High microvessel density does not necessarily correlate with signs of endothelial proliferation (35). In this study, vascular proliferation was per definition restricted to anaplastic astrocytoma grade 3 and glioblastoma grade 4, and there was no difference of [¹¹C]MET uptake between tissue with and without endothelial proliferation, but specimens without signs of endothelial proliferation often demonstrated stronger vascularization.

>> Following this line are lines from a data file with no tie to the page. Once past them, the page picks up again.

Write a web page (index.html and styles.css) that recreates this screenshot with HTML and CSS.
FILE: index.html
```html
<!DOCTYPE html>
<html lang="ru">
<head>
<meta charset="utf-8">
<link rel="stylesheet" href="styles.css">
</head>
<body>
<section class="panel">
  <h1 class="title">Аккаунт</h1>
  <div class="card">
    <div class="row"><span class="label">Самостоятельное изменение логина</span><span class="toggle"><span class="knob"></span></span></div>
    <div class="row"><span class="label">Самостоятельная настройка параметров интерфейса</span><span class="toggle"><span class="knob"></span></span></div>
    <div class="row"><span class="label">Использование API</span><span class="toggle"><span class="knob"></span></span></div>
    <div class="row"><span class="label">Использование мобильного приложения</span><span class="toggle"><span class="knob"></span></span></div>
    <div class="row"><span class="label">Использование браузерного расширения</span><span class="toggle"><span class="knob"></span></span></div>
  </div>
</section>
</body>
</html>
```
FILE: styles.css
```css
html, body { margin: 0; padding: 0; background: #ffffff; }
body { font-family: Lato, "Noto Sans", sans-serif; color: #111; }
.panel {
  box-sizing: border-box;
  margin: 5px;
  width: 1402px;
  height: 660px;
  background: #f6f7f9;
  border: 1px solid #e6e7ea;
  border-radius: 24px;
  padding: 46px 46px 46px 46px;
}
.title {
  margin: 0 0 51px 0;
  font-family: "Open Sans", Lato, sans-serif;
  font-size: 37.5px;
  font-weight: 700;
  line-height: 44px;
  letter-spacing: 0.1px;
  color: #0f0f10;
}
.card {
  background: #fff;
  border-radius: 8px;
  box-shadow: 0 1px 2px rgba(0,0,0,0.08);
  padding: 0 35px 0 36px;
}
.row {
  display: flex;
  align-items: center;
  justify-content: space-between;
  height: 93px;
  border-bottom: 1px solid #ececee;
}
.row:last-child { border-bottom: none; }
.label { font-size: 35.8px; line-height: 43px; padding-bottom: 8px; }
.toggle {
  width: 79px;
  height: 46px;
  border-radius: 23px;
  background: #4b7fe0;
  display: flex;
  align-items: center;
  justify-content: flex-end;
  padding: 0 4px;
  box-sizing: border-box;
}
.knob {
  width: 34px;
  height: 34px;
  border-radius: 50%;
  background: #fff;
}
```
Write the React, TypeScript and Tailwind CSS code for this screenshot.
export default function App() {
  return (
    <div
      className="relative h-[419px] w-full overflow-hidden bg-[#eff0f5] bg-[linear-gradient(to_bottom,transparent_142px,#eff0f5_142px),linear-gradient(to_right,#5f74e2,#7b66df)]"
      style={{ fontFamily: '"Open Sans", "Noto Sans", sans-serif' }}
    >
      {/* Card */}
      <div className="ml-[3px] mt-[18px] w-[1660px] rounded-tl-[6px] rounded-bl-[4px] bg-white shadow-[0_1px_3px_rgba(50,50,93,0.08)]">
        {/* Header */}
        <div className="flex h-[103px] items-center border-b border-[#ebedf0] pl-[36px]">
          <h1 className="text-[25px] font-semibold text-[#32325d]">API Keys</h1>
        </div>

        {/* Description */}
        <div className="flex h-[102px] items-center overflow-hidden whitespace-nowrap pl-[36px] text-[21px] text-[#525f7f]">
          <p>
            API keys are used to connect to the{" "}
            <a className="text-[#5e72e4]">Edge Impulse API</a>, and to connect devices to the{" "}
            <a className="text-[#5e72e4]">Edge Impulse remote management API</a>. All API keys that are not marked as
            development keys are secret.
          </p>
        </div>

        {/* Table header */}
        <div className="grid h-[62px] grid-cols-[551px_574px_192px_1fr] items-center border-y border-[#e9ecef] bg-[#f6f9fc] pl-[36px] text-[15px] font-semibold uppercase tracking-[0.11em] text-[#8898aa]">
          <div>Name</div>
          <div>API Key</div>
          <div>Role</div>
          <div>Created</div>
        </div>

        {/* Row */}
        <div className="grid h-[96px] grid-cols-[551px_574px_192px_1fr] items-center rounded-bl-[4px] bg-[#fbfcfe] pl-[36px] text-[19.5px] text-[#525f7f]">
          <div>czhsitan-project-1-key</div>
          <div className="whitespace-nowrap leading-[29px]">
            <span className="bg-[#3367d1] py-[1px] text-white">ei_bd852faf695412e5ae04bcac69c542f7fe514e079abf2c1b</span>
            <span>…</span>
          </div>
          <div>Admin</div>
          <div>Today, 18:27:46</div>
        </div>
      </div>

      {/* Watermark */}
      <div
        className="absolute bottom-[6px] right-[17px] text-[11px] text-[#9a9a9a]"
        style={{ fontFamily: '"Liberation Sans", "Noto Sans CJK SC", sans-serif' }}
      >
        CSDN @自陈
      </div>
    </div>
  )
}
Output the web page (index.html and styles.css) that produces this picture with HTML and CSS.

Endothelial proliferation and necrosis are associated with breakdown of the blood-brain barrier and often show contrast enhancement in MRI or CT (3, 29). Twenty-nine of 53 specimens in malignant astrocytoma grade 3 and 4 presented with no signs of contrast enhancement but showed increased [¹¹C]MET uptake similar to findings of Bergstrom et al. (29) who demonstrated that >50% of the tumor would have not been detected on contrast enhanced CT alone. MRI and CT are necessary for stereotactic biopsy planing because morphologic information of location of blood vessels and eloquent brain areas is needed, and therefore, [¹¹C]MET-PET is an additional investigation that can give important information about target for biopsy and tumor extent to the neurosurgeon but cannot be evaluated without MRI.

In two patients with preirradiated recurrent glioblastoma, only gliosis with infiltrating tumor cells was represented in tissue specimens in contrast to high [¹¹C]MET uptake. At follow-up, both patients had continuous tumor progression according to MRI and [¹¹C]MET-PET, and biopsy from one patient 3 months later showed the typical pattern of a glioblastoma. Biopsy specimens might not have been representative of the actual tumor mass in these patients. On the other hand, high [¹¹C]MET uptake could reflect remaining tumor activity after radiation before formation of new solid tumor tissue.

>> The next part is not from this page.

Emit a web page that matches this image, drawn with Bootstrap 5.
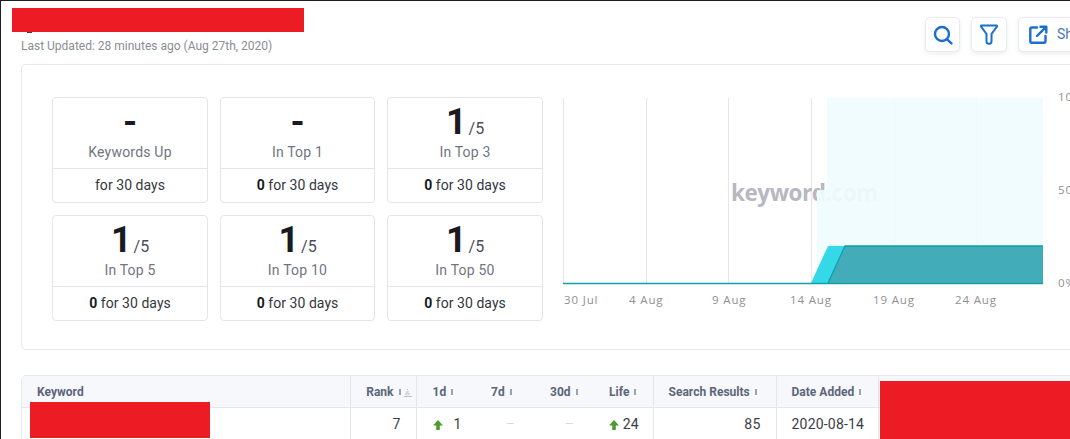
<!DOCTYPE html>
<html lang="en">
<head>
<meta charset="utf-8">
<title>Keyword report</title>
<link href="https://cdn.jsdelivr.net/npm/bootstrap@5.3.0/dist/css/bootstrap.min.css" rel="stylesheet">
<style>
html,body{height:439px;overflow:hidden}
body{font-family:Roboto,"Liberation Sans",sans-serif;background:#fff;border-top:1px solid #1c1c22;border-left:1px solid #1c1c22;width:1070px;position:relative}
.page-wrap{width:1100px;padding-left:20px}
.top-head{height:63px}
.updated{font-size:12px;color:#888d96;margin-top:38px;line-height:14px}
.tool-row{gap:11px;margin-top:16px;width:176px;flex:none}
.tool-btn{height:35px;width:35px;flex:none;background:#fff;border:1px solid #e8ebf0;border-radius:5px;box-shadow:0 2px 4px rgba(30,50,90,.08);color:#4a78b8;font-size:14px;padding:0}
.tool-btn.mid{width:36px}
.tool-btn.wide{width:83px;justify-content:flex-start;padding-left:10px;gap:9px}
.tool-btn svg{flex:none}
.main-panel{height:286px;border:1px solid #e7e9ed;border-radius:5px;padding:32px 30px 0;--bs-card-bg:#fff}
.stat-grid{display:grid;grid-template-columns:156px 155px 156px;grid-auto-rows:106px;align-content:start;gap:12px;width:491px;flex:none}
.stat-box{height:106px;border:1px solid #e3e5ea;border-radius:4px}
.stat-top{height:70px;padding-top:4px}
.big-num{font-size:36px;font-weight:700;line-height:40px;color:#181a24;height:41px}
.big-num small{font-size:16px;font-weight:400;color:#4a4d57;margin-left:2px}
.stat-label{font-size:14px;line-height:18px;color:#6f7682;letter-spacing:.2px}
.stat-foot{height:34px;border-top:1px solid #e3e5ea;font-size:14px;line-height:32px;color:#33363e;letter-spacing:.05px}
.stat-foot b{color:#181a24}
.chart-box{width:520px;height:230px;margin-left:20px;flex:none}
.chart-box svg{display:block;overflow:visible}
.ax{font-family:"Open Sans",sans-serif;font-size:11.5px;letter-spacing:.85px;fill:#8e9096}
.wm{font-family:"Open Sans",sans-serif;font-size:22.5px;font-weight:700;letter-spacing:-.45px;fill:#b7b8c1}
.data-panel{margin-top:25px;border:1px solid #e7e9ed;border-bottom:0;border-radius:5px 5px 0 0;overflow:hidden;height:70px}
.kw-table{table-layout:fixed;width:1079px;margin:0;border-collapse:collapse}
.kw-table col:nth-child(1){width:328px}
.kw-table col:nth-child(2){width:66px}
.kw-table col:nth-child(3){width:60px}
.kw-table col:nth-child(4),.kw-table col:nth-child(5),.kw-table col:nth-child(6){width:59px}
.kw-table col:nth-child(7){width:123px}
.kw-table col:nth-child(8){width:102px}
.kw-table th{height:31px;background:#f6f8fb;color:#5e6579;font-size:12px;font-weight:700;padding:2px 15px 0;border-bottom:1px solid #e3e6ec;white-space:nowrap;vertical-align:middle;letter-spacing:.02px}
.kw-table td{height:32px;font-size:14px;color:#3a3d46;padding:2px 15px 0;letter-spacing:.2px;white-space:nowrap;vertical-align:middle}
.kw-table th:first-child{padding-left:15px}
.kw-table th.rank-head{padding-right:4px;padding-left:0}
.kw-table .first-day{padding-left:16px}
.day-num{margin-left:11px}
.line-r{border-right:1px solid #e3e6ec}
.hint{display:inline-block;width:2px;height:6px;background:#9aa2b1;margin-left:5px;vertical-align:1px}
.sort-mark{display:inline-block;margin-left:3px;vertical-align:-1px}
.up-arrow{display:inline-block;vertical-align:-1px}
.none-dash{color:#d4d6da;font-size:11px;display:block;text-align:center;padding-left:10px}
.cover{position:absolute;background:#ed1c24}
.cover.c1{left:11px;top:7px;width:292px;height:24px}
.cover.c2{left:29px;top:401px;width:180px;height:36px}
.cover.c3{left:879px;top:380px;width:191px;height:58px}
.title-speck{position:absolute;left:26px;top:31px;width:5px;height:1px;background:#4a4420}
</style>
</head>
<body>
<div class="page-wrap">
  <div class="top-head d-flex justify-content-between">
    <div class="updated">Last Updated: 28 minutes ago (Aug 27th, 2020)</div>
    <div class="tool-row d-flex">
      <button class="tool-btn d-flex align-items-center justify-content-center" aria-label="Search">
        <svg width="20" height="20" viewBox="0 0 20 20" fill="none" stroke="#1a6fd1" stroke-width="2.4" stroke-linecap="round"><circle cx="9" cy="9" r="7"/><path d="M14.400 14.600l4 3.800"/></svg>
      </button>
      <button class="tool-btn mid d-flex align-items-center justify-content-center" aria-label="Filter">
        <svg width="18" height="21" viewBox="0 0 18 21" fill="none" stroke="#1a6fd1" stroke-width="2" stroke-linejoin="round"><path d="M1.500 1.500h15c.6 0 .8.600.4 1.100L11.500 10v7.500c0 1.500-1.100 2.300-2.500 2.300s-2.500-.8-2.500-2.300V10L1.100 2.600C.7 2.100.9 1.500 1.500 1.500z"/></svg>
      </button>
      <button class="tool-btn wide d-flex align-items-center">
        <svg width="19" height="19" viewBox="0 0 19 19" fill="none" stroke="#1a6fd1" stroke-width="2.400" stroke-linecap="round" stroke-linejoin="round"><path d="M8 2.500H2.800C1.800 2.500 1.300 3 1.300 4v12.200c0 1 .5 1.500 1.500 1.500H15c1 0 1.500-.5 1.500-1.500V11"/><path d="M8 11L16.800 2.200M11.500 1.700h5.800v5.800"/></svg>
        <span>Share</span>
      </button>
    </div>
  </div>

  <div class="card main-panel d-flex flex-row">
    <div class="stat-grid">
      <div class="stat-box text-center"><div class="stat-top"><div class="big-num">-</div><div class="stat-label">Keywords Up</div></div><div class="stat-foot">for 30 days</div></div>
      <div class="stat-box text-center"><div class="stat-top"><div class="big-num">-</div><div class="stat-label">In Top 1</div></div><div class="stat-foot"><b>0</b> for 30 days</div></div>
      <div class="stat-box text-center"><div class="stat-top"><div class="big-num">1<small>/5</small></div><div class="stat-label">In Top 3</div></div><div class="stat-foot"><b>0</b> for 30 days</div></div>
      <div class="stat-box text-center"><div class="stat-top"><div class="big-num">1<small>/5</small></div><div class="stat-label">In Top 5</div></div><div class="stat-foot"><b>0</b> for 30 days</div></div>
      <div class="stat-box text-center"><div class="stat-top"><div class="big-num">1<small>/5</small></div><div class="stat-label">In Top 10</div></div><div class="stat-foot"><b>0</b> for 30 days</div></div>
      <div class="stat-box text-center"><div class="stat-top"><div class="big-num">1<small>/5</small></div><div class="stat-label">In Top 50</div></div><div class="stat-foot"><b>0</b> for 30 days</div></div>
    </div>
    <div class="chart-box">
      <svg width="520" height="230" viewBox="563 97 520 230">
        <path d="M563.500 98V283M646.500 98V283M728.500 98V283M811.500 98V283" stroke="#e4e6ea"/>
        <text x="731" y="201" class="wm">keyword.com</text>
        <path d="M827 98H1043V246H845L828 283H811L817 270V190H827z" fill="#f0fcff" opacity=".92"/>
        <path d="M894.500 98V246M976.500 98V246" stroke="#edfafd"/>
        <path d="M811 283L828 246H845L828 283z" fill="#35d8e6"/>
        <path d="M828 283L845 246H1043V283z" fill="#42adb9"/>
        <path d="M563 283.500H1043M828 283L845 246H1043" fill="none" stroke="#119fac" stroke-width="1.300"/>
        <text x="564" y="304" class="ax">30 Jul</text>
        <text x="629" y="304" class="ax">4 Aug</text>
        <text x="712" y="304" class="ax">9 Aug</text>
        <text x="790" y="304" class="ax">14 Aug</text>
        <text x="873" y="304" class="ax">19 Aug</text>
        <text x="955" y="304" class="ax">24 Aug</text>
        <text x="1058" y="101" class="ax">100%</text>
        <text x="1058" y="194" class="ax">50%</text>
        <text x="1058" y="287" class="ax">0%</text>
      </svg>
    </div>
  </div>

  <div class="data-panel">
    <table class="kw-table">
      <colgroup><col><col><col><col><col><col><col><col><col></colgroup>
      <thead>
        <tr>
          <th class="line-r">Keyword</th>
          <th class="line-r rank-head text-end">Rank<i class="hint"></i><svg class="sort-mark" width="8" height="8" viewBox="0 0 8 8" stroke="#b5bac5"><path d="M3 .5h1M2 3h3M1 5h5M0 7.500h8"/></svg></th>
          <th class="first-day">1d<i class="hint"></i></th>
          <th>7d<i class="hint"></i></th>
          <th>30d<i class="hint"></i></th>
          <th class="line-r">Life<i class="hint"></i></th>
          <th class="line-r">Search Results<i class="hint"></i></th>
          <th class="line-r">Date Added<i class="hint"></i></th>
          <th></th>
        </tr>
      </thead>
      <tbody>
        <tr>
          <td class="line-r"></td>
          <td class="line-r text-end">7</td>
          <td class="first-day"><svg class="up-arrow" width="10" height="10" viewBox="0 0 10 10" fill="#4f9a35"><path d="M5 0l5 5.500H6.800V10H3.200V5.500H0z"/></svg><span class="day-num">1</span></td>
          <td><span class="none-dash">—</span></td>
          <td><span class="none-dash">—</span></td>
          <td class="line-r"><svg class="up-arrow" width="10" height="10" viewBox="0 0 10 10" fill="#4f9a35"><path d="M5 0l5 5.500H6.800V10H3.200V5.500H0z"/></svg> 24</td>
          <td class="line-r text-end">85</td>
          <td class="line-r">2020-08-14</td>
          <td></td>
        </tr>
      </tbody>
    </table>
  </div>
</div>
<div class="title-speck"></div>
<div class="cover c1"></div>
<div class="cover c2"></div>
<div class="cover c3"></div>
<script src="https://cdn.jsdelivr.net/npm/bootstrap@5.3.0/dist/js/bootstrap.bundle.min.js"></script>
</body>
</html>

Histologic classification of samples has been proved challenging in a number of cases where it was difficult to differentiate between reactive gliosis and tumor infiltration mainly consisting of gliosis with sparsely scattered tumor cells. Vascularity was often increased without signs of endothelial proliferation.

One patient with gemistocytic variant of grade 2 astrocytoma had the highest [¹¹C]MET uptake of all low-grade astrocytomas that might reflect the more aggressive behavior of this tumor type with its tendency to earlier malignant progression compared with other histologic subtypes (36).

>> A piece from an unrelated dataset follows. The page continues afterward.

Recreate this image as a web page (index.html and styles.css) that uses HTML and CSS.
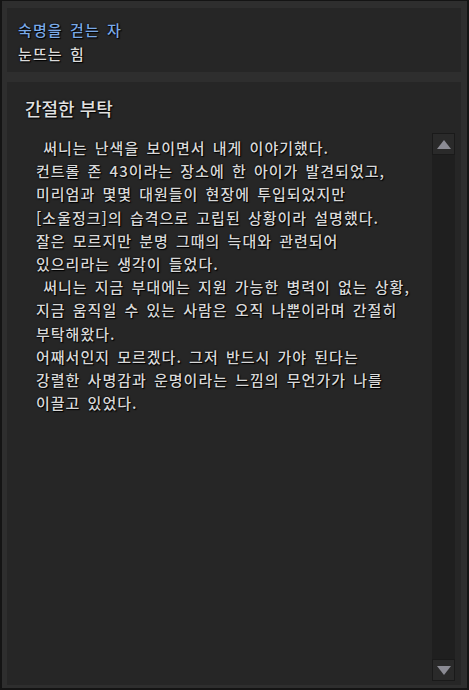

In conclusion, [¹¹C]MET-PET detects solid parts of brain tumors, as well as areas of infiltration with high sensitivity and specificity. Limited diagnostic accuracy only occurs in patients astrocytomas WHO grade 2 only. In this histologic subtype, [¹¹C]MET uptake is significantly higher in the infiltrating tumor parts compared with solid tumor tissue, most likely reflecting relatively high tumor activity in this area. Molecular imaging with [¹¹C]MET-PET will improve diagnoses and management of patients with gliomas and is an excellent method to perform image guided therapy.